_Work instructions:_ Can you print the data exactly and leave out each image?

_Stored data:_
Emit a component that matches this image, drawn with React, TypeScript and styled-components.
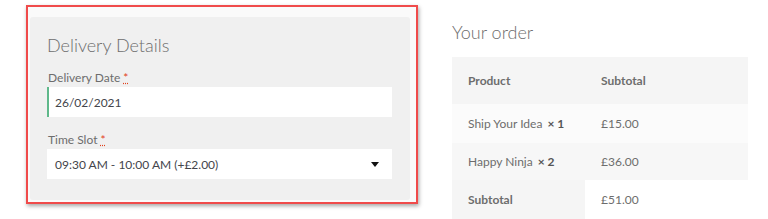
import React from 'react';
import styled, { createGlobalStyle } from 'styled-components';

const GlobalStyle = createGlobalStyle`
  body {
    margin: 0;
    background: #ffffff;
    font-family: Lato, 'Noto Sans', sans-serif;
    color: #6d6d6d;
  }
`;

const Page = styled.div`
  display: flex;
  align-items: flex-start;
  gap: 34px;
  padding: 5px 0 0 26px;
`;

const Highlight = styled.div`
  width: 380px;
  border: 2px solid #f04b4b;
  background: #fafafa;
  box-shadow: 1px 2px 4px rgba(0, 0, 0, 0.35);
  padding: 10px 6px 2px 2px;
`;

const Panel = styled.div`
  background: #f0f0f0;
  border-radius: 3px;
  padding: 16px 18px 21px 17px;
`;

const Heading = styled.h3<{ $gap: number }>`
  margin: 0 0 ${p => p.$gap}px 0;
  font-size: 18px;
  line-height: 24px;
  font-weight: 300;
  color: #6d6d6d;
`;

const Field = styled.div<{ $top: number }>`
  margin-top: ${p => p.$top}px;
`;

const Label = styled.label`
  display: block;
  font-size: 12px;
  line-height: 16px;
  color: #6d6d6d;
  margin-bottom: 1px;
  padding-left: 1px;
`;

const Required = styled.abbr`
  color: #e2401c;
  margin-left: 3px;
  text-decoration: underline dotted;
`;

const Input = styled.div<{ $accent?: boolean }>`
  height: 30px;
  box-sizing: border-box;
  background: #ffffff;
  border-left: 2px solid ${p => (p.$accent ? '#5fb88a' : '#ffffff')};
  display: flex;
  align-items: center;
  justify-content: space-between;
  padding: 0 13px 0 6px;
  font-size: 12px;
  color: #43454b;
`;

const Caret = styled.span`
  width: 0;
  height: 0;
  border-left: 4px solid transparent;
  border-right: 4px solid transparent;
  border-top: 5px solid #111111;
`;

const OrderColumn = styled.div`
  width: 296px;
  padding-top: 15px;
`;

const Table = styled.table`
  width: 100%;
  border-collapse: collapse;
  font-size: 12px;
  color: #6d6d6d;
`;

const Cell = styled.td<{ $h: number; $bg: string; $w?: number }>`
  height: ${p => p.$h}px;
  background: ${p => p.$bg};
  padding: 0 16px;
  text-align: left;
  width: ${p => (p.$w ? `${p.$w - 32}px` : 'auto')};
`;

const HeadCell = styled(Cell).attrs({ as: 'th' })`
  font-weight: 700;
`;

const Qty = styled.strong`
  margin-left: 5px;
  color: #555555;
`;

const items = [
  { name: 'Ship Your Idea', qty: 1, total: '£15.00', bg: '#fbfbfb', h: 39 },
  { name: 'Happy Ninja', qty: 2, total: '£36.00', bg: '#f7f7f7', h: 37 },
];

export default function App() {
  return (
    <>
      <GlobalStyle />
      <Page>
        <Highlight>
          <Panel>
            <Heading $gap={13}>Delivery Details</Heading>
            <Field $top={0}>
              <Label>
                Delivery Date<Required title="required">*</Required>
              </Label>
              <Input $accent>26/02/2021</Input>
            </Field>
            <Field $top={15}>
              <Label>
                Time Slot<Required title="required">*</Required>
              </Label>
              <Input>
                <span>09:30 AM - 10:00 AM (+£2.00)</span>
                <Caret />
              </Input>
            </Field>
          </Panel>
        </Highlight>
        <OrderColumn>
          <Heading $gap={13}>Your order</Heading>
          <Table>
            <thead>
              <tr>
                <HeadCell $h={47} $bg="#f5f5f5" $w={133}>Product</HeadCell>
                <HeadCell $h={47} $bg="#f5f5f5">Subtotal</HeadCell>
              </tr>
            </thead>
            <tbody>
              {items.map(item => (
                <tr key={item.name}>
                  <Cell $h={item.h} $bg={item.bg}>
                    {item.name}
                    <Qty>× {item.qty}</Qty>
                  </Cell>
                  <Cell $h={item.h} $bg={item.bg}>{item.total}</Cell>
                </tr>
              ))}
              <tr>
                <HeadCell $h={39} $bg="#f5f5f5">Subtotal</HeadCell>
                <Cell $h={39} $bg="#ffffff">£51.00</Cell>
              </tr>
            </tbody>
          </Table>
        </OrderColumn>
      </Page>
    </>
  );
}
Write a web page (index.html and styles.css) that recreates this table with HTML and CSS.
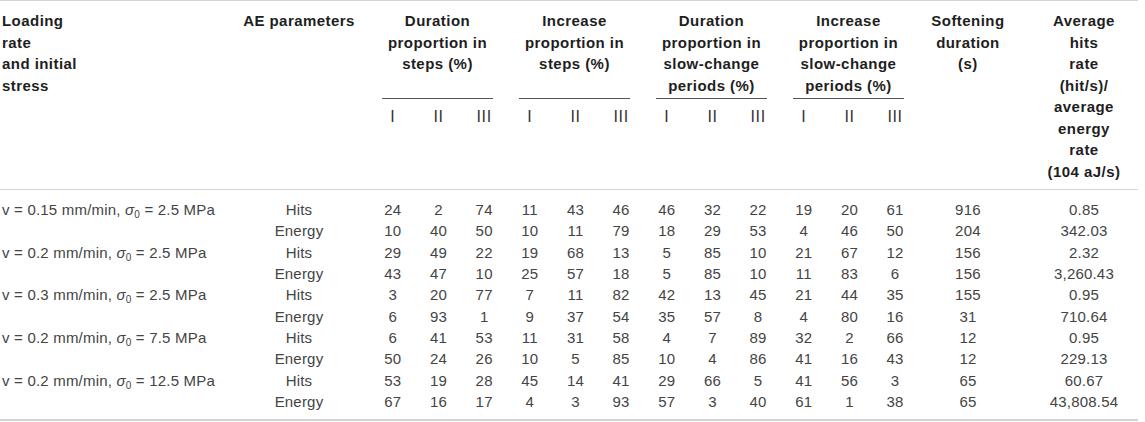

_The output:_
Emit a component that matches this image, drawn with React, TypeScript and styled-components.
import React from 'react';
import styled, { createGlobalStyle } from 'styled-components';

const GlobalStyle = createGlobalStyle`
  body {
    margin: 0;
    background: #ffffff;
    font-family: Lato, 'Noto Sans', sans-serif;
    color: #6d6d6d;
  }
`;

const Page = styled.div`
  display: flex;
  align-items: flex-start;
  gap: 34px;
  padding: 5px 0 0 26px;
`;

const Highlight = styled.div`
  width: 380px;
  border: 2px solid #f04b4b;
  background: #fafafa;
  box-shadow: 1px 2px 4px rgba(0, 0, 0, 0.35);
  padding: 10px 6px 2px 2px;
`;

const Panel = styled.div`
  background: #f0f0f0;
  border-radius: 3px;
  padding: 16px 18px 21px 17px;
`;

const Heading = styled.h3<{ $gap: number }>`
  margin: 0 0 ${p => p.$gap}px 0;
  font-size: 18px;
  line-height: 24px;
  font-weight: 300;
  color: #6d6d6d;
`;

const Field = styled.div<{ $top: number }>`
  margin-top: ${p => p.$top}px;
`;

const Label = styled.label`
  display: block;
  font-size: 12px;
  line-height: 16px;
  color: #6d6d6d;
  margin-bottom: 1px;
  padding-left: 1px;
`;

const Required = styled.abbr`
  color: #e2401c;
  margin-left: 3px;
  text-decoration: underline dotted;
`;

const Input = styled.div<{ $accent?: boolean }>`
  height: 30px;
  box-sizing: border-box;
  background: #ffffff;
  border-left: 2px solid ${p => (p.$accent ? '#5fb88a' : '#ffffff')};
  display: flex;
  align-items: center;
  justify-content: space-between;
  padding: 0 13px 0 6px;
  font-size: 12px;
  color: #43454b;
`;

const Caret = styled.span`
  width: 0;
  height: 0;
  border-left: 4px solid transparent;
  border-right: 4px solid transparent;
  border-top: 5px solid #111111;
`;

const OrderColumn = styled.div`
  width: 296px;
  padding-top: 15px;
`;

const Table = styled.table`
  width: 100%;
  border-collapse: collapse;
  font-size: 12px;
  color: #6d6d6d;
`;

const Cell = styled.td<{ $h: number; $bg: string; $w?: number }>`
  height: ${p => p.$h}px;
  background: ${p => p.$bg};
  padding: 0 16px;
  text-align: left;
  width: ${p => (p.$w ? `${p.$w - 32}px` : 'auto')};
`;

const HeadCell = styled(Cell).attrs({ as: 'th' })`
  font-weight: 700;
`;

const Qty = styled.strong`
  margin-left: 5px;
  color: #555555;
`;

const items = [
  { name: 'Ship Your Idea', qty: 1, total: '£15.00', bg: '#fbfbfb', h: 39 },
  { name: 'Happy Ninja', qty: 2, total: '£36.00', bg: '#f7f7f7', h: 37 },
];

export default function App() {
  return (
    <>
      <GlobalStyle />
      <Page>
        <Highlight>
          <Panel>
            <Heading $gap={13}>Delivery Details</Heading>
            <Field $top={0}>
              <Label>
                Delivery Date<Required title="required">*</Required>
              </Label>
              <Input $accent>26/02/2021</Input>
            </Field>
            <Field $top={15}>
              <Label>
                Time Slot<Required title="required">*</Required>
              </Label>
              <Input>
                <span>09:30 AM - 10:00 AM (+£2.00)</span>
                <Caret />
              </Input>
            </Field>
          </Panel>
        </Highlight>
        <OrderColumn>
          <Heading $gap={13}>Your order</Heading>
          <Table>
            <thead>
              <tr>
                <HeadCell $h={47} $bg="#f5f5f5" $w={133}>Product</HeadCell>
                <HeadCell $h={47} $bg="#f5f5f5">Subtotal</HeadCell>
              </tr>
            </thead>
            <tbody>
              {items.map(item => (
                <tr key={item.name}>
                  <Cell $h={item.h} $bg={item.bg}>
                    {item.name}
                    <Qty>× {item.qty}</Qty>
                  </Cell>
                  <Cell $h={item.h} $bg={item.bg}>{item.total}</Cell>
                </tr>
              ))}
              <tr>
                <HeadCell $h={39} $bg="#f5f5f5">Subtotal</HeadCell>
                <Cell $h={39} $bg="#ffffff">£51.00</Cell>
              </tr>
            </tbody>
          </Table>
        </OrderColumn>
      </Page>
    </>
  );
}
Write a web page (index.html and styles.css) that recreates this table with HTML and CSS.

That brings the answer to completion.